Se guardi San Lazzaro dal colle della Croara, all'ora del tramonto, e vieni colto da un brivido di commozione e una sensazione di appagante serenità ti pervade, capisci cosa vuol dire amare la nostra città. Se l'hai nel cuore, l'hai a cuore. Se ne senti l'identità, senti di appartenere alla comunità locale e senti di dover partecipare alla vita cittadina.
Per 14 anni mi sono preso cura della mia città dai banchi del Consiglio comunale. Ho condotto battaglie campali: contro le clientele, contro gli sprechi, contro la moschea, contro il Civis, contro le speculazioni edilizie; per la tutela della famiglia, la parità scolastica, la sussidiarietà, l'introduzione del Difensore civico, l'intervento dei privati nella realizzazione delle opere pubbliche, la tutela del territorio.
Mi mancherà la vita istituzionale, fra commissioni e sedute consiliari. Ma la routine cominciava a demotivarmi e così ho scelto di lasciare spazio a ragazzi giovani desiderosi di dare il loro contributo. L'entusiasmo che ho visto nei loro occhi è sicura garanzia di impegno e serietà. Faranno bene. Anche meglio di me. La politica è un'arte nobile e si fa per passione, non per mestiere o per abitudine o per ambizione personale.
Luca

giovedì 11 giugno 2009

Analisi del voto

Il Sindaco Macciantelli ottiene il 57,22% dei voti e viene rieletto con 2.ooo voti circa in meno del 2004 (-6,46%!). Se lo conosci, non lo voti. Bocciato.
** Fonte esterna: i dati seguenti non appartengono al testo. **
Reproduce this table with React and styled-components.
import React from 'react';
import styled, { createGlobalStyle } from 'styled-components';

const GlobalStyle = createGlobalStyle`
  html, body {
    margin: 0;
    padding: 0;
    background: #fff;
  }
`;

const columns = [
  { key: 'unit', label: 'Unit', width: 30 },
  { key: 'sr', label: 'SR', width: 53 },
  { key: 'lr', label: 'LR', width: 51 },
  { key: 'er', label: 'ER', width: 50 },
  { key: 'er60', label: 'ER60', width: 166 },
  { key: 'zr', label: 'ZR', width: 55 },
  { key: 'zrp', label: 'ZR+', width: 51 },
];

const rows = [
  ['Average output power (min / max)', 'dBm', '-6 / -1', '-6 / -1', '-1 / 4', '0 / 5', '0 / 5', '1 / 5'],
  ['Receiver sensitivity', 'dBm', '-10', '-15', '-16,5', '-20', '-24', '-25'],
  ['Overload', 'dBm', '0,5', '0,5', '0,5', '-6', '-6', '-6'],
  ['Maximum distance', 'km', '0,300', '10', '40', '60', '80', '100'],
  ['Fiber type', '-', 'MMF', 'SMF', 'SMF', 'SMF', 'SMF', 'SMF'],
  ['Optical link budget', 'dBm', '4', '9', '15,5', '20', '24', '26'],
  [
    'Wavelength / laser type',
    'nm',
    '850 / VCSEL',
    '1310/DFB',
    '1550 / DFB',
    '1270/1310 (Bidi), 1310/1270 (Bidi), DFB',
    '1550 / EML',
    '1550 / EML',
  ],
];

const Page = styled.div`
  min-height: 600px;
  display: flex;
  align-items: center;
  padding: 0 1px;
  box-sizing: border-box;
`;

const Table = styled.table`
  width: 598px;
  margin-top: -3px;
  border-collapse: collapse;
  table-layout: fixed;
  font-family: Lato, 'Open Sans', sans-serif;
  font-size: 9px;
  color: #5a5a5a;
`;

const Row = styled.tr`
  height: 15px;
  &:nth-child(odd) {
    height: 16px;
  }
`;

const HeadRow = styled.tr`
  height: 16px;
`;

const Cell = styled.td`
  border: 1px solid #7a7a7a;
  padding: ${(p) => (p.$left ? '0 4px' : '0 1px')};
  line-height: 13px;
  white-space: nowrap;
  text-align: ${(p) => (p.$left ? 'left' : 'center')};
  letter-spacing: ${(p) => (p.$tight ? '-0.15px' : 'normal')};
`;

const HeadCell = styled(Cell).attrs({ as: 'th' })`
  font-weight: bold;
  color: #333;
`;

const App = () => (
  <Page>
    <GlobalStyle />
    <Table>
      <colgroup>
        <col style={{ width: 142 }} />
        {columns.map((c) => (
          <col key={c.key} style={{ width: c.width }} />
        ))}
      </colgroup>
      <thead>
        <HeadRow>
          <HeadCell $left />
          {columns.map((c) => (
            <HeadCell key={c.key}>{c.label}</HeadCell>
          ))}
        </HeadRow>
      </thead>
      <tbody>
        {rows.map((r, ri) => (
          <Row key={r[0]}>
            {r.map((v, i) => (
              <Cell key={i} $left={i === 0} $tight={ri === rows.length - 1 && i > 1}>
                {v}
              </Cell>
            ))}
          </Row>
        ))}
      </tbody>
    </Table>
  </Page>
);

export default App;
Viviana Raisi, sostenuta dal solo PDL, prende il 2,12% rispetto al 2004, quando Lega Nord e UDC correvano con il centro-destra. Brava e coraggiosa. Promossa.
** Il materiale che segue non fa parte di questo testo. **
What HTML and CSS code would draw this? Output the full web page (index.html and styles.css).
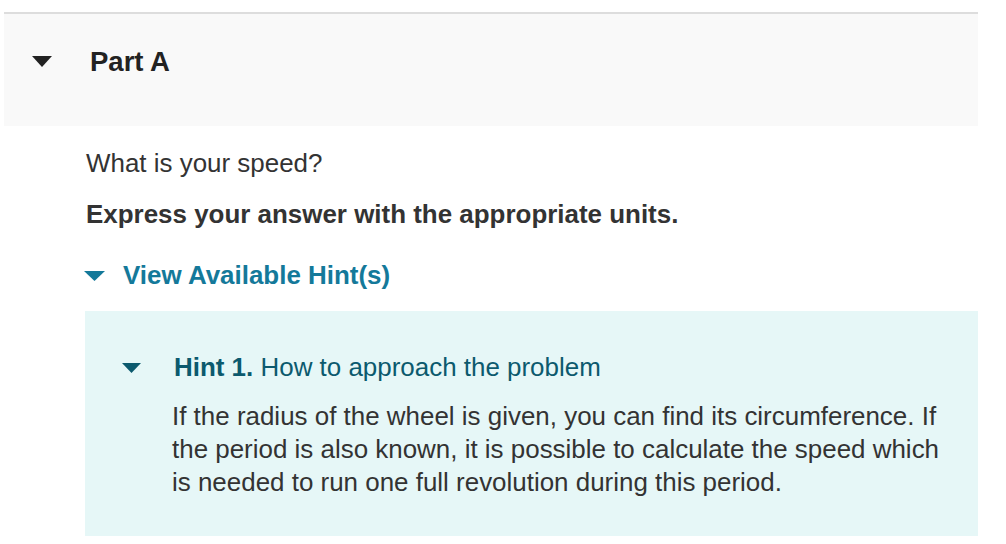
FILE: index.html
```html
<!DOCTYPE html>
<html lang="en">
<head>
<meta charset="utf-8">
<title>Part A</title>
<link rel="stylesheet" href="styles.css">
</head>
<body>
<div class="part">
  <div class="part-header">
    <svg class="caret caret-dark" viewBox="0 0 20 11" width="20" height="11"><polygon points="0,0 20,0 10,11" fill="currentColor"/></svg>
    <h2 class="part-title">Part A</h2>
  </div>
  <div class="part-body">
    <p class="question">What is your speed?</p>
    <p class="instruction">Express your answer with the appropriate units.</p>
    <div class="hints-toggle">
      <svg class="caret" viewBox="0 0 21 10" width="21" height="10"><polygon points="0,0 21,0 10.5,10" fill="currentColor"/></svg>
      <span class="hints-label">View Available Hint(s)</span>
    </div>
    <div class="hint-box">
      <div class="hint-title">
        <svg class="caret" viewBox="0 0 19 10" width="19" height="10"><polygon points="0,0 19,0 9.5,10" fill="currentColor"/></svg>
        <span class="hint-text"><b>Hint 1.</b> How to approach the problem</span>
      </div>
      <p class="hint-body">If the radius of the wheel is given, you can find its circumference. If the period is also known, it is possible to calculate the speed which is needed to run one full revolution during this period.</p>
    </div>
  </div>
</div>
</body>
</html>
```
FILE: styles.css
```css
html, body {
  margin: 0;
  padding: 0;
  background: #ffffff;
}
body {
  font-family: "Liberation Sans", Arial, Helvetica, sans-serif;
  font-size: 25.95px;
  color: #333333;
}
.part {
  margin: 12px 28px 0 4px;
  border-top: 2px solid #dddddd;
}
.part-header {
  background: #f9f9f9;
  height: 112px;
  display: flex;
  align-items: flex-start;
  box-sizing: border-box;
  padding-top: 31px;
}
.caret {
  display: block;
  flex: none;
}
.caret-dark {
  color: #222222;
  margin: 11px 0 0 28px;
}
.part-title {
  margin: 0 0 0 38px;
  font-size: 27.5px;
  line-height: 33px;
  font-weight: bold;
  color: #222222;
}
.part-body {
  padding-left: 82px;
}
.question {
  margin: 21px 0 0 0;
  line-height: 33px;
}
.instruction {
  margin: 18px 0 0 0;
  line-height: 33px;
  font-weight: bold;
}
.hints-toggle {
  margin-top: 28px;
  display: flex;
  align-items: center;
  color: #14799a;
  font-weight: bold;
  line-height: 33px;
}
.hints-toggle .caret {
  margin: 0 18px 0 -2px;
}
.hint-box {
  margin: 19px 0 0 -1px;
  background: #e6f7f7;
  padding: 40px 0 37px 37px;
}
.hint-title {
  display: flex;
  align-items: center;
  color: #0c5a6e;
  line-height: 33px;
}
.hint-title .caret {
  margin-right: 33px;
}
.hint-text b {
  font-weight: bold;
}
.hint-body {
  margin: 16px 20px 0 50px;
  line-height: 33px;
  color: #333333;
}
```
Massimo Bertuzzi, Lista civica Noi cittadini, guadagna il 4,35% rispetto alla lista civica candidatasi nel 2004. L'equivalente di quanto l'UDC, apparentata con i civici, prende alle Europee (4,35%) e alle Provinciali (4,77%). Audace e fortunato. Promosso.
I sanlazzaresi che oggi si riconoscono in un modello amministrativo diverso da quello di Macciantelli, sono il 44%. Occorrerà lavorare sodo, nei prossimi 5 anni, per mettere a punto un progetto di governo della città che possa incontrare il gradimento della maggioranza dei nostri concittadini e un candidato sindaco che ne sia degno interprete. Sognare il ballottaggio e la vittoria, si può. I sogni hanno la consistenza dell'aria, ma fanno le rivoluzioni (incruente!).